[BEGIN]
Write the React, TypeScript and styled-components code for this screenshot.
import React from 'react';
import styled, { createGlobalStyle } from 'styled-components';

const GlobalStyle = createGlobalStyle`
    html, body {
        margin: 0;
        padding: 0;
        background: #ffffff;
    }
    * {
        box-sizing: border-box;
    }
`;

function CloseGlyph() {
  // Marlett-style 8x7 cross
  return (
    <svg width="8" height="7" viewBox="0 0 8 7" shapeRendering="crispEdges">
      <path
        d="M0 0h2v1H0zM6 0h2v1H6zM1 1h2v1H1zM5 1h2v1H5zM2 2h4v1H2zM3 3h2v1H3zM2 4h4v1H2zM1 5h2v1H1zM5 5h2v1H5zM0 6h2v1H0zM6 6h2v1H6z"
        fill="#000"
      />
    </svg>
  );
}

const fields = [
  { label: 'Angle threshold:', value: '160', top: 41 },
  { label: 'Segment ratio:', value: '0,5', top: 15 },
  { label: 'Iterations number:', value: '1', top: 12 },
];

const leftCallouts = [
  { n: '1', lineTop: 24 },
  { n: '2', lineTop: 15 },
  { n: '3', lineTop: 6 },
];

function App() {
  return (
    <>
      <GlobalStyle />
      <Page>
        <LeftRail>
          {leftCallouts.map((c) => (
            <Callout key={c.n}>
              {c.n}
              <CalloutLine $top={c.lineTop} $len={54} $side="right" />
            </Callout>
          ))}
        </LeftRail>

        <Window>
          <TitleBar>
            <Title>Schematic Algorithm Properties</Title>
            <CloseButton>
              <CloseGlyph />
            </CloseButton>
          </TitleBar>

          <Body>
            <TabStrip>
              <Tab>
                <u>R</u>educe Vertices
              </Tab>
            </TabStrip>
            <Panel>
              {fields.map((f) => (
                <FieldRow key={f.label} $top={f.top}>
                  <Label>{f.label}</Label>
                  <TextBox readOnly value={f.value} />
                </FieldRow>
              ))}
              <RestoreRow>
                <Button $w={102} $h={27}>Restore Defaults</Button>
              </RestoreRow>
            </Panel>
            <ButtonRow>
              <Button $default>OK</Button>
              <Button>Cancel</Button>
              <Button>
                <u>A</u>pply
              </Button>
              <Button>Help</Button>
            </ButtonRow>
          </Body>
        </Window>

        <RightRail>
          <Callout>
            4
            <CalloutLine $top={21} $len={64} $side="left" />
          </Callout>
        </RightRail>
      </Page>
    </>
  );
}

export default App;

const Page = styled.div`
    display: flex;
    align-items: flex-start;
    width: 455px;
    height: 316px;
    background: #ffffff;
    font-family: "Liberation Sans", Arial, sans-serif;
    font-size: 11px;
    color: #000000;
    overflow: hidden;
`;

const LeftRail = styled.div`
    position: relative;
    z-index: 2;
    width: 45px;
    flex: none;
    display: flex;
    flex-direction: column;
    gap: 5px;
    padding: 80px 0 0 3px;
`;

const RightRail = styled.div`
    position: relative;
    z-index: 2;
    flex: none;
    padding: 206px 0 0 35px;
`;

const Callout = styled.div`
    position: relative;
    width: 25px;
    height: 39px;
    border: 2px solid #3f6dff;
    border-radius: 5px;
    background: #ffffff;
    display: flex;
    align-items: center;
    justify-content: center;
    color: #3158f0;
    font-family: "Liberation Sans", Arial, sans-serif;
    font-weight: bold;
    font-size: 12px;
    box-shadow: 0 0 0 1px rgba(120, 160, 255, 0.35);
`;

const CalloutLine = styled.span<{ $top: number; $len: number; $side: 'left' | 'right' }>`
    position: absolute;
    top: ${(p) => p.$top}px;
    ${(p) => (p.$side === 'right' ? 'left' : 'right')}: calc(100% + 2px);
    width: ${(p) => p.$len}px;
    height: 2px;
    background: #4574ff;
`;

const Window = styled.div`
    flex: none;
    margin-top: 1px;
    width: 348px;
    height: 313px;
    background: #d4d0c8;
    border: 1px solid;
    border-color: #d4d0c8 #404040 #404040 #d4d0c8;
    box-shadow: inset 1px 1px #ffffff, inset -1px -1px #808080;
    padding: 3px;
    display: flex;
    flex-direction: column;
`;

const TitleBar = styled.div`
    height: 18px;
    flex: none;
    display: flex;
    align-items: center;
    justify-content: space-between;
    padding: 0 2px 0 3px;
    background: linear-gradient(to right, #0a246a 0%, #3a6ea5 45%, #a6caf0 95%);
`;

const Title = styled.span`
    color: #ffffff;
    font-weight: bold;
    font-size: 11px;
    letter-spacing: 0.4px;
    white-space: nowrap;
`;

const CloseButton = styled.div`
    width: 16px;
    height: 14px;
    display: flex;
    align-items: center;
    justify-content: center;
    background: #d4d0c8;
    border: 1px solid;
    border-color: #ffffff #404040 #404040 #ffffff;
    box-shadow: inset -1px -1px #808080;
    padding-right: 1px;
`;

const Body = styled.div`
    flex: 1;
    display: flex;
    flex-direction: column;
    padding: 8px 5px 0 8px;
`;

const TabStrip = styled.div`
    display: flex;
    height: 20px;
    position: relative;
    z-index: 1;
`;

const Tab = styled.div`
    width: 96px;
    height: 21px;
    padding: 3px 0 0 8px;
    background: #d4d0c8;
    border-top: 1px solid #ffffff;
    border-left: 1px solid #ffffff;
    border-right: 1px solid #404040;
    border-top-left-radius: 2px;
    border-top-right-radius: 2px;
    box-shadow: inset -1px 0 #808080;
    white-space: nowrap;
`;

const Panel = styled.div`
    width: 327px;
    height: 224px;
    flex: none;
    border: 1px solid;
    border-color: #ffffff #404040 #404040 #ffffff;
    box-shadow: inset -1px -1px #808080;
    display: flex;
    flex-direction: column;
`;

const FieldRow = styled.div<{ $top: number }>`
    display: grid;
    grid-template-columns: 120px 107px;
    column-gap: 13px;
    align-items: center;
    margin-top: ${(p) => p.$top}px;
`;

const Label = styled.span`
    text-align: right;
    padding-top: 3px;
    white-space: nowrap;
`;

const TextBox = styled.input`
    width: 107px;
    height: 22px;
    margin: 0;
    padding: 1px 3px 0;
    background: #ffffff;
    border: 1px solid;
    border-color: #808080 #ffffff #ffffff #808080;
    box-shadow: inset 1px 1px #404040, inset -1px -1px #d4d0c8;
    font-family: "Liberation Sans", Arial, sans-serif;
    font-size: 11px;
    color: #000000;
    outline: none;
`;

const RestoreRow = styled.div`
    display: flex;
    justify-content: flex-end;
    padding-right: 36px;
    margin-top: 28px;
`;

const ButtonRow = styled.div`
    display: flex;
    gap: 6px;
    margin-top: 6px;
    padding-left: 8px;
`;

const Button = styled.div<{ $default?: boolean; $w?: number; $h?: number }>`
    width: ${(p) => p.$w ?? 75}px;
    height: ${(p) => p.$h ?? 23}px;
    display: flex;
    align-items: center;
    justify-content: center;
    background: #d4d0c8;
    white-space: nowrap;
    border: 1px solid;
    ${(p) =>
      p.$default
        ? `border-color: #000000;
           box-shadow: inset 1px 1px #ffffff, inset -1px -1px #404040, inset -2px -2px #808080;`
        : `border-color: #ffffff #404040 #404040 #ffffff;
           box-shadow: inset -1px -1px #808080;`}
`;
[END]
[BEGIN]
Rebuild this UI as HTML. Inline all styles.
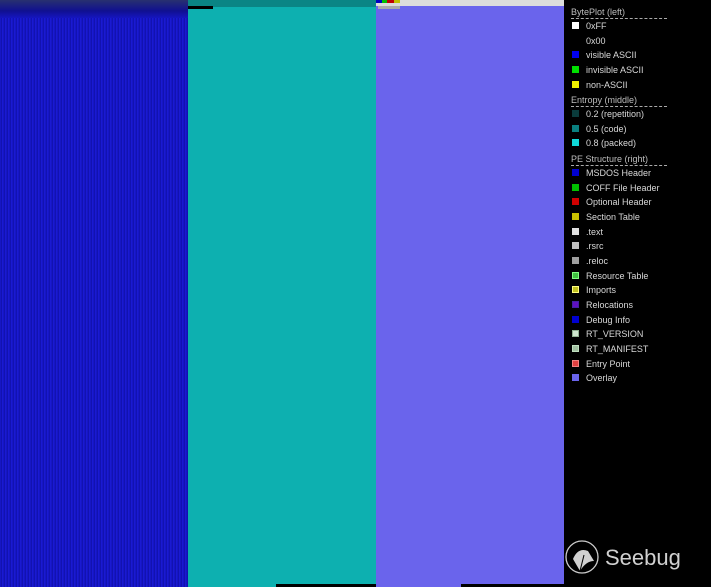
[END]
[BEGIN]
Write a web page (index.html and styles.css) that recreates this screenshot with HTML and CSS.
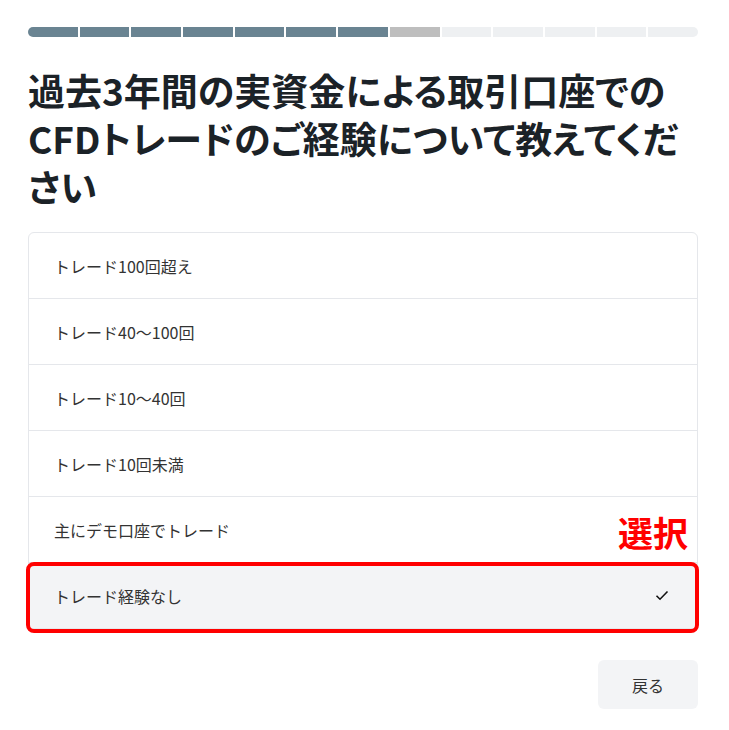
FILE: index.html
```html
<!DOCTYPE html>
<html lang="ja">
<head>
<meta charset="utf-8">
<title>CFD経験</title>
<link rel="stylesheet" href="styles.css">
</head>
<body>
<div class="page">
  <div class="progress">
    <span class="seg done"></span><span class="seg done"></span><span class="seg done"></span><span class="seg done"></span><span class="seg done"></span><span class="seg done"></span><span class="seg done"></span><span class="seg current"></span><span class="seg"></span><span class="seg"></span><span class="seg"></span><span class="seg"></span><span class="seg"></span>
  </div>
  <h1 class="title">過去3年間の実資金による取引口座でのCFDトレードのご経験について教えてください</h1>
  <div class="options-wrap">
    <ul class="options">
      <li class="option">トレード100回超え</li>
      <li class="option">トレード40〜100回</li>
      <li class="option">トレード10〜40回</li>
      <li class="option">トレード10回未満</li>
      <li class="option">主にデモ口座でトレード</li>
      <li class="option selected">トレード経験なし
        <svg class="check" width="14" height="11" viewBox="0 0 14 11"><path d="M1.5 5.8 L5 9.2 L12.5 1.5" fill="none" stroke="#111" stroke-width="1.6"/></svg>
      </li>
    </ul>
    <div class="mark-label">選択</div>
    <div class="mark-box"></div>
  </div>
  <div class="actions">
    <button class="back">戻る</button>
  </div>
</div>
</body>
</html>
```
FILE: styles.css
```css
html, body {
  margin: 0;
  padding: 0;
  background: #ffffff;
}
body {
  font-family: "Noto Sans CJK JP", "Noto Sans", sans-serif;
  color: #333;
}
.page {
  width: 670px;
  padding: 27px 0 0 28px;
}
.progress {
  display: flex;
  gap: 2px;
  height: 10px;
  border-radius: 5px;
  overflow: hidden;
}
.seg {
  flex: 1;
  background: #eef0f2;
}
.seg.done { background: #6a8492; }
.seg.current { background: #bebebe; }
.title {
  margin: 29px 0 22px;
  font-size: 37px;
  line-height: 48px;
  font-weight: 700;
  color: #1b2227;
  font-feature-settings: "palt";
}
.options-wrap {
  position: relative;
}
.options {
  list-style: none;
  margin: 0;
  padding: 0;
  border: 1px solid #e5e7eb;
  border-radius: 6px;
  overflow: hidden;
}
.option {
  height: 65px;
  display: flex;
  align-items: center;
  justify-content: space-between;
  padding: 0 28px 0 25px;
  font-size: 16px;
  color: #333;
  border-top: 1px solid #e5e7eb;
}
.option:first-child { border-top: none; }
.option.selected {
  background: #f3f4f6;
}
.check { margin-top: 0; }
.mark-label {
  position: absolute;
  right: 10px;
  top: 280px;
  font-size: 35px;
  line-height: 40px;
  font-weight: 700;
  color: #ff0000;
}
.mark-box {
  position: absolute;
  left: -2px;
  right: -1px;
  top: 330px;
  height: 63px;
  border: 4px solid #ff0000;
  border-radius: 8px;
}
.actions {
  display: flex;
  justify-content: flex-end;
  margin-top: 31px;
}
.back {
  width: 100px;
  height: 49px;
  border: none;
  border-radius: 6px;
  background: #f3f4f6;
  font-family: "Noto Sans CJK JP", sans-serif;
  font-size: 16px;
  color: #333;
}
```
[END]
### Task prompt:
Retype the records above, but only those lines that fall between the line containing "Write the React, TypeScript" and the line containing "</TitleBar>", with both of those lines included, exactly as written.

### Response below:
Write the React, TypeScript and styled-components code for this screenshot.
import React from 'react';
import styled, { createGlobalStyle } from 'styled-components';

const GlobalStyle = createGlobalStyle`
    html, body {
        margin: 0;
        padding: 0;
        background: #ffffff;
    }
    * {
        box-sizing: border-box;
    }
`;

function CloseGlyph() {
  // Marlett-style 8x7 cross
  return (
    <svg width="8" height="7" viewBox="0 0 8 7" shapeRendering="crispEdges">
      <path
        d="M0 0h2v1H0zM6 0h2v1H6zM1 1h2v1H1zM5 1h2v1H5zM2 2h4v1H2zM3 3h2v1H3zM2 4h4v1H2zM1 5h2v1H1zM5 5h2v1H5zM0 6h2v1H0zM6 6h2v1H6z"
        fill="#000"
      />
    </svg>
  );
}

const fields = [
  { label: 'Angle threshold:', value: '160', top: 41 },
  { label: 'Segment ratio:', value: '0,5', top: 15 },
  { label: 'Iterations number:', value: '1', top: 12 },
];

const leftCallouts = [
  { n: '1', lineTop: 24 },
  { n: '2', lineTop: 15 },
  { n: '3', lineTop: 6 },
];

function App() {
  return (
    <>
      <GlobalStyle />
      <Page>
        <LeftRail>
          {leftCallouts.map((c) => (
            <Callout key={c.n}>
              {c.n}
              <CalloutLine $top={c.lineTop} $len={54} $side="right" />
            </Callout>
          ))}
        </LeftRail>

        <Window>
          <TitleBar>
            <Title>Schematic Algorithm Properties</Title>
            <CloseButton>
              <CloseGlyph />
            </CloseButton>
          </TitleBar>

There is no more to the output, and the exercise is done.